In my police days, I served as a patrol officer, and the East End across the freeway from the Hobby District was my beat. I did patrol activities and responded to calls for service on Broadway and Airport, and on occasion Telephone Road if manpower was low. Due to this, I had some familiarity with the Hobby Area going back to the 1980s.

When I worked in the private security industry for a company in the energy sector, I was part of a team that would go into areas in different countries and evaluate safety, security and health before the company could commit to sending employees on rotation or on a permanent basis. Part of that is what I do now, but in a local rather than global sense—when I made the switch from corporate security to management districts in 2000, it was kind of the same thing but on a much smaller scale. There was a professional draw because my education was in criminal justice, and with my experience as a police officer and in corporate planning, it meant I could take everything I had learned and effectively put it into practice.

Greenspoint had a pretty serious gun and crime reputation then. However, it was important for me to tackle these issues. After many years of working abroad, I wanted to see if I could make a difference in a local community, while also affording me time with my family and my church. It was 18 years ago that I made that decision, and it’s been a good ride.

What are some of the initiatives Hobby Area District has implemented to increase safety?

We partner with the Houston Police Department to start the Positive Interaction Program (PIP), which encourages apartment managers to network and share best safety practices, which include implementing background checks on residents, enforcing rules, combating and preventing crimes, and becoming Blue Star Certified.

The District went from zero to two Blue Star properties within a year, which is great; it’s a big challenge to get there! Many apartments are applying Blue Star elements to their communities that I think are helping.

We also developed a relationship with HPD so we’re able to provide information to them when we see certain trends developing. We can pick up on some things earlier because we’re focused on a much smaller area.

We have a healthy contract with S.E.A.L. Security, who provide patrol services in the District. For around 170 hours a week, their marked patrol vehicles monitor and work the area. They also have K9s they walk in parks and public spaces to get their numbers out if people need help. We tell people to call 911 first and S.E.A.L. second, but S.E.A.L. might get there first because they’re more concentrated.

We’ve also implemented surge efforts, which are high S.E.A.L. concentrations in areas showing signs of vice crimes like prostitution and loitering. We’ve seen some significant crime reduction when arrests are made, which takes criminals off the street.

What is one thing you wish more people knew about safety in the District?

A significant portion of crime in the District happens within private apartments. Statistically, aggravated assaults are domestic or acquaintance related, but it can be misleading to the general public and potential business owners if they don’t know this. We try to explain the facts behind the data, but those are the kinds of things we battle—there is a different perception of crime than the reality of crime.
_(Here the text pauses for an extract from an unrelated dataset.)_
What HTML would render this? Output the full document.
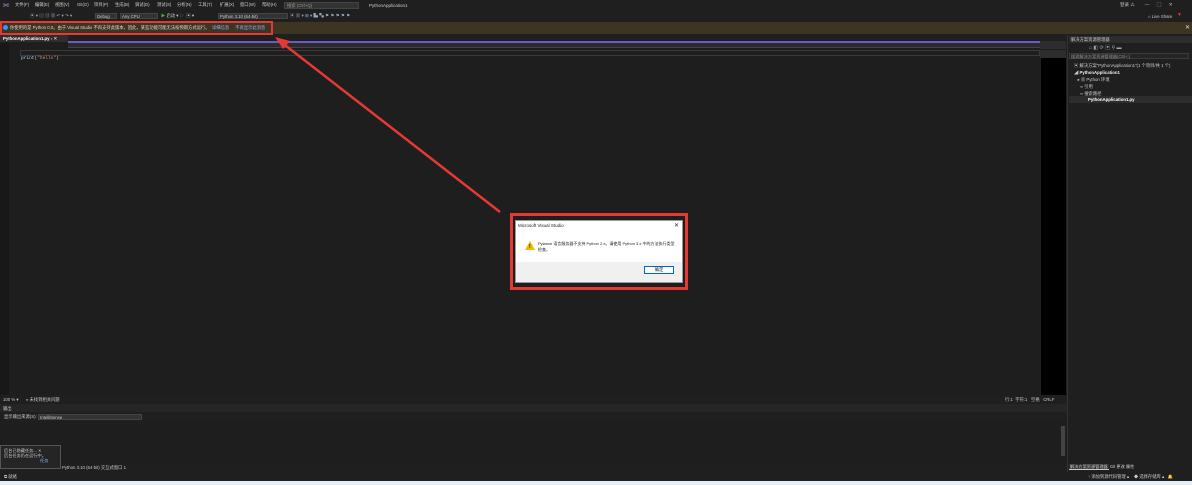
<!DOCTYPE html>
<html><head><meta charset="utf-8"><style>
*{margin:0;padding:0;box-sizing:border-box}
body{width:1192px;height:485px;background:#1f1f1f;overflow:hidden;position:relative;font-family:"Liberation Sans","Noto Sans CJK SC",sans-serif;font-size:5px;color:#ccc}
.a{position:absolute;white-space:nowrap}
.m{position:absolute;top:2px;font-size:4.3px;white-space:nowrap}
</style></head><body>
<!-- menu bar -->
<div class="a" style="left:0;top:0;width:1192px;height:10px;background:#1f1f1f"></div>
<div class="a" style="left:3px;top:2px;color:#b180d7;font-size:6px">⋈</div>
<span class="m" style="left:15px">文件(F)</span><span class="m" style="left:35px">编辑(E)</span><span class="m" style="left:55px">视图(V)</span><span class="m" style="left:77px">Git(G)</span><span class="m" style="left:94px">项目(P)</span><span class="m" style="left:115px">生成(B)</span><span class="m" style="left:135px">调试(D)</span><span class="m" style="left:157px">测试(S)</span><span class="m" style="left:177px">分析(N)</span><span class="m" style="left:198px">工具(T)</span><span class="m" style="left:220px">扩展(X)</span><span class="m" style="left:240px">窗口(W)</span><span class="m" style="left:262px">帮助(H)</span>
<div class="a" style="left:284px;top:2px;width:75px;height:7px;background:#333;border:1px solid #444;color:#999;padding-left:2px;font-size:4.3px">搜索 (Ctrl+Q)</div>
<div class="a" style="left:369px;top:3px;font-size:4.5px">PythonApplication1</div>
<div class="a" style="left:1120px;top:2px;font-size:4.5px">登录 ⁂ &nbsp;&nbsp;&nbsp;&nbsp;&nbsp;&nbsp;&nbsp;— &nbsp;&nbsp;&nbsp;&nbsp;&nbsp;▢ &nbsp;&nbsp;&nbsp;&nbsp;&nbsp;✕</div>
<!-- toolbar -->
<div class="a" style="left:95px;top:13px;width:22px;height:6px;background:#333;border:1px solid #444;font-size:4.3px;padding-left:1px">Debug</div>
<div class="a" style="left:120px;top:13px;width:38px;height:6px;background:#333;border:1px solid #444;font-size:4.3px;padding-left:1px">Any CPU</div>
<div class="a" style="left:161px;top:13px;font-size:4.3px"><span style="color:#4caf50">▶</span> 启动 ▾ <span style="color:#4caf50">▷</span> &nbsp;▣ ▾</div>
<div class="a" style="left:218px;top:13px;width:70px;height:6px;background:#333;border:1px solid #444;font-size:4.3px;padding-left:1px">Python 3.10 (64-bit)</div>
<div class="a" style="left:30px;top:13px;width:60px;height:6px;color:#9ab;font-size:4.5px">▣ ▾ ▤ ▥ ▦ ↶ ▾ ↷ ▾</div>
<div class="a" style="left:290px;top:13px;color:#9ab;font-size:4.5px">▣ ▦ ▾ ⊞ ▾ ▙ ▚ ⚑ ⚑ ⚑ ⚑ ⚑</div>
<div class="a" style="left:1148px;top:14px;font-size:4.3px">⌂ Live Share</div>
<div class="a" style="left:1177px;top:12px;color:#e33;font-size:5px">▼</div>
<!-- info bar -->
<div class="a" style="left:0;top:22px;width:1192px;height:12px;background:#3d3421"></div>
<div class="a" style="left:3px;top:25px;width:5px;height:5px;border-radius:50%;background:#3794ff"></div>
<div class="a" style="left:10px;top:25px;font-size:4.3px;color:#ddd">你使用的是 Python 0.0。由于 Visual Studio 不再支持此版本，因此，某些功能可能无法按预期方式运行。</div>
<div class="a" style="left:212px;top:25px;font-size:4.3px;color:#8ab4f8">详细信息 &nbsp;&nbsp;&nbsp;&nbsp;不再显示此消息</div>
<div class="a" style="left:1185px;top:24px;font-size:6px;color:#ddd">✕</div>
<div class="a" style="left:0;top:21px;width:273px;height:14px;border:2px solid #e53935"></div>
<!-- tab row -->
<div class="a" style="left:0;top:35px;width:68px;height:7px;background:#2d2d2d;font-size:4.3px;padding:1px 0 0 3px;color:#fff;font-weight:bold">PythonApplication1.py <span style="font-weight:normal">▫ ✕</span></div>
<div class="a" style="left:68px;top:41px;width:972px;height:2px;background:#6a5acd"></div>
<div class="a" style="left:1040px;top:41px;width:26px;height:8px;background:#2d2d2d"></div>
<!-- editor -->
<div class="a" style="left:0;top:43px;width:1040px;height:352px;background:#1e1e1e"></div>
<div class="a" style="left:0;top:43px;width:9px;height:352px;background:#181818"></div>
<div class="a" style="left:68px;top:43px;width:972px;height:5px;background:#2b2b2b;border-bottom:1px solid #444"></div>
<div class="a" style="left:20px;top:50px;width:1020px;height:6px;border:1px solid #3a3a3a"></div>
<div class="a" style="left:21px;top:56px;font-family:'Liberation Mono',monospace;font-size:4.5px;color:#9cdcfe">print<span style="color:#ccc">(</span><span style="color:#ce9178">"hello"</span><span style="color:#ccc">)</span></div>
<div class="a" style="left:1040px;top:50px;width:26px;height:8px;background:#2d2d2d"></div>
<div class="a" style="left:1041px;top:58px;width:25px;height:337px;background:#000"></div>
<!-- editor status -->
<div class="a" style="left:0;top:395px;width:1067px;height:8px;background:#1f1f1f;font-size:4.3px;padding:2px 0 0 3px">100 % ▾ &nbsp;&nbsp;&nbsp;&nbsp;&nbsp;<span style="color:#4caf50">●</span> 未找到相关问题</div>
<div class="a" style="left:1005px;top:397px;font-size:4.3px">行:1 &nbsp;字符:1 &nbsp;&nbsp;空格 &nbsp;&nbsp;CRLF</div>
<!-- output panel -->
<div class="a" style="left:0;top:404px;width:1067px;height:8px;background:#252526;font-size:4.3px;padding:2px 0 0 3px">输出</div>
<div class="a" style="left:0;top:412px;width:1067px;height:9px;background:#1f1f1f;font-size:4.3px;padding:2px 0 0 4px">显示输出来源(S): </div>
<div class="a" style="left:38px;top:414px;width:104px;height:6px;background:#333;border:1px solid #444;font-size:4.3px;padding-left:1px">IntelliSense</div>
<div class="a" style="left:0;top:421px;width:1067px;height:42px;background:#1e1e1e"></div>
<div class="a" style="left:1061px;top:426px;width:4px;height:30px;background:#444"></div>
<div class="a" style="left:0;top:463px;width:1067px;height:8px;background:#1f1f1f;font-size:4.3px;padding:2px 0 0 62px">Python 3.10 (64-bit) 交互式窗口 1</div>
<!-- notification -->
<div class="a" style="left:0;top:445px;width:61px;height:24px;background:#252526;border:1px solid #555;font-size:4.2px;padding:2px 3px;line-height:5px;white-space:normal">后台已隐藏任务... ✕<br>后台任务仍在运行中。<br><span style="color:#8ab4f8;padding-left:36px">任务</span></div>
<!-- right panel -->
<div class="a" style="left:1067px;top:35px;width:125px;height:437px;background:#1f1f1f;border-left:1px solid #333"></div>
<div class="a" style="left:1069px;top:36px;width:123px;height:7px;background:#2d2d2d;font-size:4.3px;padding:1px 2px">解决方案资源管理器</div>
<div class="a" style="left:1069px;top:43px;width:123px;height:9px;color:#9ab;font-size:5px;padding:1px 20px">⌂ ◧ ⟳ ▣ ⚲ ▬</div>
<div class="a" style="left:1069px;top:53px;width:120px;height:6px;background:#252526;border:1px solid #3a3a3a;font-size:4.2px;color:#999;padding-left:1px">搜索解决方案资源管理器(Ctrl+;)</div>
<div class="a" style="left:1074px;top:62px;font-size:4.3px;line-height:7px">▣ 解决方案"PythonApplication1"(1 个项目/共 1 个)<br>◢ <b style="color:#eee">PythonApplication1</b><br>&nbsp;&nbsp;&nbsp;▸ ▦ Python 环境<br>&nbsp;&nbsp;&nbsp;&nbsp;&nbsp;∞ 引用<br>&nbsp;&nbsp;&nbsp;&nbsp;&nbsp;∞ 搜索路径</div>
<div class="a" style="left:1069px;top:96px;width:123px;height:7px;background:#2d2d2d;font-size:4.3px;padding:1px 19px;color:#fff;font-weight:bold">PythonApplication1.py</div>
<div class="a" style="left:1069px;top:464px;font-size:4.2px"><span style="background:#2d2d2d;border-bottom:1px solid #ccc;padding:0 1px">解决方案资源管理器</span> Git 更改 属性</div>
<!-- status bar -->
<div class="a" style="left:0;top:472px;width:1192px;height:9px;background:#1f1f1f;font-size:4.3px;padding:2px 4px">⧉ 就绪</div>
<div class="a" style="left:1088px;top:474px;font-size:4.3px">↑ 添加到源代码管理 ▴ &nbsp;&nbsp;&nbsp;◆ 选择存储库 ▴ &nbsp;&nbsp;🔔</div>
<div class="a" style="left:0;top:481px;width:1192px;height:4px;background:#e8eef6"></div>
<!-- dialog -->
<div class="a" style="left:510px;top:213px;width:178px;height:77px;border:3px solid #e53935;background:#1e1e1e"></div>
<div class="a" style="left:515px;top:220px;width:168px;height:63px;background:#fff;border:1px solid #999"></div>
<div class="a" style="left:518px;top:223px;font-size:4.5px;color:#222">Microsoft Visual Studio</div>
<div class="a" style="left:674px;top:222px;font-size:6px;color:#333">✕</div>
<div class="a" style="left:525px;top:241px;width:0;height:0;border-left:5px solid transparent;border-right:5px solid transparent;border-bottom:9px solid #f3b900"></div>
<div class="a" style="left:529px;top:244px;font-size:5px;color:#000;font-weight:bold">!</div>
<div class="a" style="left:538px;top:241px;font-size:4px;color:#222;line-height:6px">Pylance 语言服务器不支持 Python 2.x。请使用 Python 3.x 中的方法执行类型<br>检查。</div>
<div class="a" style="left:516px;top:262px;width:166px;height:20px;background:#f0f0f0"></div>
<div class="a" style="left:644px;top:266px;width:30px;height:8px;background:#fdfdfd;border:1px solid #0067c0;font-size:4.3px;color:#222;text-align:center;line-height:6px">确定</div>
<!-- arrow -->
<svg class="a" style="left:0;top:0" width="1192" height="485"><line x1="500" y1="212" x2="281" y2="42" stroke="#e53935" stroke-width="2.5"/><polygon points="275,37 290,41 283,49" fill="#e53935"/></svg>
</body></html>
What do you think is the most important safety issue in the District right now?

Our most significant challenges are citywide challenges, for example, dealing with homelessness and panhandling. That’s a major problem for us because it leads to trash under our overpasses that don’t leave a good impression for people arriving in our city.

The good news is that we’re working with Houston First,  Greater Houston Partnership and a group of management districts on a program called Meaningful Change, which kicked off right before Harvey. We had a meeting a few weeks ago and one with Mayor Turner last Thursday to re-launch that program. This effort attempts to tackle the homelessness issue and the overlap it might have with panhandlers through education, mass marketing, and social media efforts. It includes an app intended to help fund and supplement programs that help the homeless while also preventing panhandling fraud.